As for Jairus, the head of the synagogue, he had an only daughter who was twelve years old. Despite the fact that he was head of the synagogue-- that is, an honored person with a station among people-- out of his pain over his daughter, he came and prostrated at Jesus' feet. This is great humility for an person important in his nation to be humble before a teacher. From where did the head of the synagogue have this humility? He had it from suffering. He was grieving for his daughter and she was at death's door. That is, she was probably seriously ill. She was suffering and he was suffering with her. Notice what the Lord Jesus says to Jairus when He goes to his house, "Do not fear. Only believe and she is healed." These are very great words. First, He told him that he was subject to fear and this is from human weakness. At the same time, He touched his heart so that he would not surrender to fear, then He told him, "Only believe, and she will be healed." This means that if someone is a believer, the effects of his faith are not limited to his own person, but extend to others too! The girl did not rise from the dead from her own faith, but by the faith of her father. So we are capable, by the grace of God, to benefit not only ourselves but also others, if we are believers in Jesus and if they are prepared and ready, exactly like what happened with that paralytic who was brought on a bed by four men. They lowered him through the roof in front of Jesus and when the Lord saw their faith, He said to the paralytic, "Your sins are forgiven." Then, after that, He told him, "Arise, carry your bed, and go to your house." For this reason prayer, which is an act of faith par excellence, is what benefits the world more than anything else, so long as the world is ready to accept the grace of God which comes into the world through us, through our faith and through our prayer. Therefore, we pray for the peace of the whole world!
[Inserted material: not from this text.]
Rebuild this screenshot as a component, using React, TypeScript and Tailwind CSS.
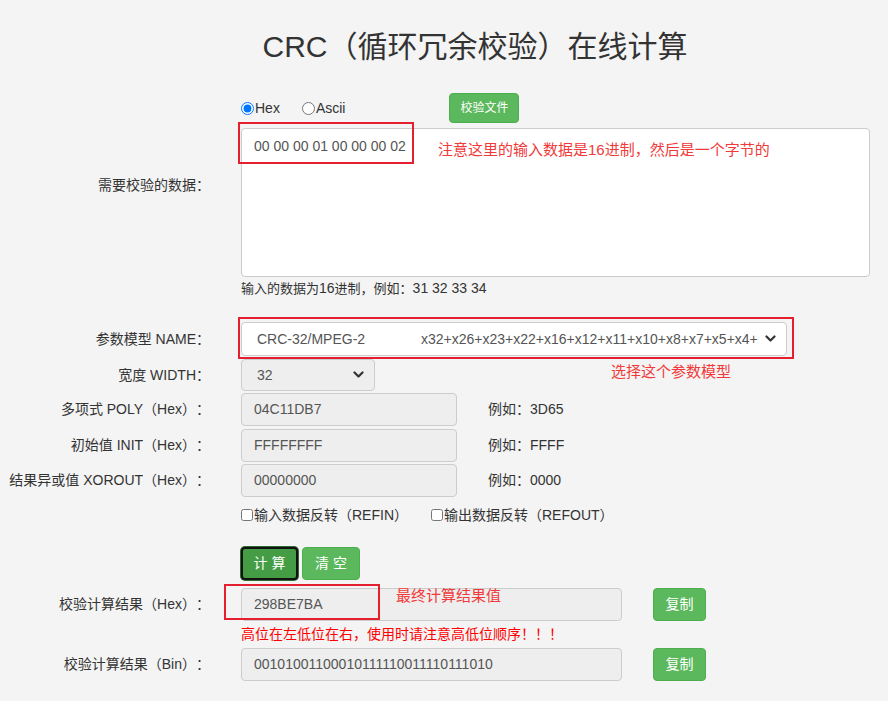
import * as React from 'react';

const FONT = "font-['Liberation_Sans','Noto_Sans_CJK_SC',sans-serif] [text-spacing-trim:space-all]";

function Chevron() {
  return (
    <svg width="11" height="8" viewBox="0 0 11 8" className="shrink-0">
      <path d="M1.5 1.5 L5.5 5.5 L9.5 1.5" fill="none" stroke="#333" strokeWidth="2.2" strokeLinecap="round" strokeLinejoin="round" />
    </svg>
  );
}

function Row(props: { label?: string; className?: string; children: React.ReactNode }) {
  return (
    <div className={`flex items-center ${props.className ?? ''}`}>
      <div className="w-[210px] shrink-0 text-right text-[14px] text-[#333]">{props.label}</div>
      <div className="ml-[31px] flex h-full items-center">{props.children}</div>
    </div>
  );
}

function GreyInput(props: { value: string; width: string }) {
  return (
    <div
      className={`flex h-full items-center rounded-[4px] border border-[#ccc] bg-[#eee] pl-[12px] text-[14px] text-[#555] ${props.width}`}
    >
      {props.value}
    </div>
  );
}

function GreenBtn(props: { children: React.ReactNode; className?: string }) {
  return (
    <button
      type="button"
      className={`flex items-center justify-center rounded-[4px] border border-[#4cae4c] bg-[#5cb85c] text-white ${props.className ?? ''}`}
    >
      {props.children}
    </button>
  );
}

export default function App() {
  return (
    <div className={`relative min-h-screen bg-[#f4f4f4] pb-6 ${FONT}`}>
      <h1 className="pl-[62px] pt-[28px] text-center text-[30px] leading-[38px] text-[#333]">
        CRC（循环冗余校验）在线计算
      </h1>

      {/* input type + file button */}
      <Row className="mt-[27px] h-[30px]">
        <label className="flex items-center text-[14px] text-[#333]">
          <input type="radio" name="t" defaultChecked className="m-0 h-[13px] w-[13px]" />
          <span className="ml-[1px]">Hex</span>
        </label>
        <label className="ml-[22px] flex items-center text-[14px] text-[#333]">
          <input type="radio" name="t" className="m-0 h-[13px] w-[13px]" />
          <span className="ml-[1px]">Ascii</span>
        </label>
        <GreenBtn className="ml-[104px] h-[30px] w-[70px] text-[12px]">校验文件</GreenBtn>
      </Row>

      {/* data textarea */}
      <div className="mt-[5px] flex h-[149px]">
        <div className="w-[210px] shrink-0 pt-[47px] text-right text-[14px] text-[#333]">需要校验的数据：</div>
        <div className="ml-[31px] h-full w-[629px] rounded-[4px] border border-[#ccc] bg-white pl-[12px] pt-[7px] text-[14px] leading-[20px] text-[#555]">
          00 00 00 01 00 00 00 02
        </div>
      </div>
      <div className="ml-[241px] mt-[2px] h-[18px] text-[13px] leading-[18px] text-[#333]">
        输入的数据为<span className="text-[14px] leading-[18px]">16</span>进制，例如：
        <span className="text-[14px] leading-[18px]">31 32 33 34</span>
      </div>

      {/* model */}
      <Row label="参数模型 NAME：" className="mt-[25px] h-[34px]">
        <div className="flex h-full w-[546px] items-center rounded-[4px] border border-[#ccc] bg-white pl-[15px] pr-[10px] text-[14px] text-[#555]">
          <span className="w-[164px]">CRC-32/MPEG-2</span>
          <span className="flex-1">x32+x26+x23+x22+x16+x12+x11+x10+x8+x7+x5+x4+</span>
          <Chevron />
        </div>
      </Row>
      <Row label="宽度 WIDTH：" className="mt-[3px] h-[32px]">
        <div className="flex h-full w-[134px] items-center justify-between rounded-[4px] border border-[#ccc] bg-[#eee] pl-[15px] pr-[10px] text-[14px] text-[#555]">
          <span>32</span>
          <Chevron />
        </div>
      </Row>
      <Row label="多项式 POLY（Hex）：" className="mt-[2px] h-[33px]">
        <GreyInput value="04C11DB7" width="w-[216px]" />
        <span className="ml-[31px] text-[14px] text-[#333]">例如：3D65</span>
      </Row>
      <Row label="初始值 INIT（Hex）：" className="mt-[3px] h-[33px]">
        <GreyInput value="FFFFFFFF" width="w-[216px]" />
        <span className="ml-[31px] text-[14px] text-[#333]">例如：FFFF</span>
      </Row>
      <Row label="结果异或值 XOROUT（Hex）：" className="mt-[2px] h-[33px]">
        <GreyInput value="00000000" width="w-[216px]" />
        <span className="ml-[31px] text-[14px] text-[#333]">例如：0000</span>
      </Row>

      {/* reflect options */}
      <Row className="mt-[8px] h-[20px]">
        <label className="flex w-[190px] items-center text-[14px] text-[#333]">
          <input type="checkbox" className="m-0 h-[12px] w-[12px]" />
          <span className="ml-[1px]">输入数据反转（REFIN）</span>
        </label>
        <label className="flex items-center text-[14px] text-[#333]">
          <input type="checkbox" className="m-0 h-[12px] w-[12px]" />
          <span className="ml-[1px]">输出数据反转（REFOUT）</span>
        </label>
      </Row>

      {/* actions */}
      <Row className="mt-[22px] h-[33px]">
        <button
          type="button"
          className="flex h-[33px] w-[57px] items-center justify-center rounded-[4px] border-2 border-[#111] bg-[#449d44] text-[14px] text-white shadow-[0_0_0_1px_#2d6a2d]"
        >
          计 算
        </button>
        <GreenBtn className="ml-[4px] h-[33px] w-[58px] text-[14px]">清 空</GreenBtn>
      </Row>

      <Row label="校验计算结果（Hex）：" className="mt-[8px] h-[33px]">
        <GreyInput value="298BE7BA" width="w-[381px]" />
        <GreenBtn className="ml-[31px] h-[33px] w-[53px] text-[14px]">复制</GreenBtn>
      </Row>
      <div className="ml-[241px] mt-[3px] text-[14px] leading-[20px] text-[#ff0000]">
        高位在左低位在右，使用时请注意高低位顺序！！！
      </div>
      <Row label="校验计算结果（Bin）：" className="mt-[4px] h-[33px]">
        <GreyInput value="00101001100010111110011110111010" width="w-[381px]" />
        <GreenBtn className="ml-[31px] h-[33px] w-[53px] text-[14px]">复制</GreenBtn>
      </Row>

      {/* annotations drawn over the screenshot */}
      <div className="pointer-events-none absolute left-[238px] top-[122px] h-[42px] w-[176px] border-2 border-[#e5202e]" />
      <div className="pointer-events-none absolute left-[238px] top-[317px] h-[42px] w-[556px] border-2 border-[#e5202e]" />
      <div className="pointer-events-none absolute left-[224px] top-[584px] h-[36px] w-[156px] border-2 border-[#e5202e]" />
      <div className="absolute left-[438px] top-[140px] text-[15px] leading-[20px] text-[#f03a3a]">
        注意这里的输入数据是16进制，然后是一个字节的
      </div>
      <div className="absolute left-[611px] top-[362px] text-[15px] leading-[20px] text-[#f03a3a]">选择这个参数模型</div>
      <div className="absolute left-[396px] top-[586px] text-[15px] leading-[20px] text-[#f03a3a]">最终计算结果值</div>
    </div>
  );
}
So let no one think that he is separated from others. This isn't true. All people are tied to each other. There is a big family, which is the family of the world, and there is a small family. But for God, there are no individuals. One who thinks that he can be saved alone has no share in salvation. For this reason, each one of us must strive for the salvation of others and seek for them, because faith in itself is individual faith, but within the communion of the family of humanity-- and especially the family of believers who accept the Lord Jesus and walk with Him in integrity and uprightness. Today, the trend is toward the individualization of humankind: each for himself! Therefore each person becomes more and more an island unto himself. Even within a single house, the father comes to be alone, the mother alone and each of the children alone. The important thing for us to know is that this individualism kills man and kills faith in God and any relationship with Him. We must once more overlap with each other. When the Lord asked Cain, "Where is your brother?" He said to Him, "Am I my brother's keeper?" The Lord God didn't answer him, but He answered us indirectly because He made us all keepers of each other. We are all responsible for each other. Absolutely no one can say that he is responsible for himself and not responsible for anyone else. This is talk from the evil one! In Christ, we say something else: "I am responsible for myself, so I am responsible for all of you. The salvation of each one of you is my concern." For this reason, when a monk comes to a monastery, he doesn't pray only for himself, but rather prays for the world. This is why people rush to monasteries and ask the monks for prayer, because the monks' concern is to bear the world and to lift it up to the Lord God with sighing, tears and brokenness of heart. They are the people whose fundamental concern is the salvation of humanity.

So we make a true contribution to each others' salvation. Those who do not work for others' salvation have no salvation to be cut from the Book of Life. For this reason, faith, the faith of one person, benefits all humanity! In the sixth century, Saint Barsanouphius of Gaza said that humanity existed at that time on account of the prayer of three people who prayed for the sake of the world. All who have great standing in the Christian faith bear the entire world in their hearts. Their fundamental concern is to extend the concern of the Lord Jesus, which is the salvation of all humanity. If we understand this matter, each one of us returns from living alone. One must go out and be concerned for others in order to find oneself. Saint Maximus the Confessor clearly and frankly states that what a person receives from this earth is what he has given to others. So as long as we care for one another, we have truly realized our own salvation. Faith, then, is an act of love that binds us to all humanity because it binds us in trust and certainty, in great love for the Lord Jesus.

If any has ears to hear, let him hear.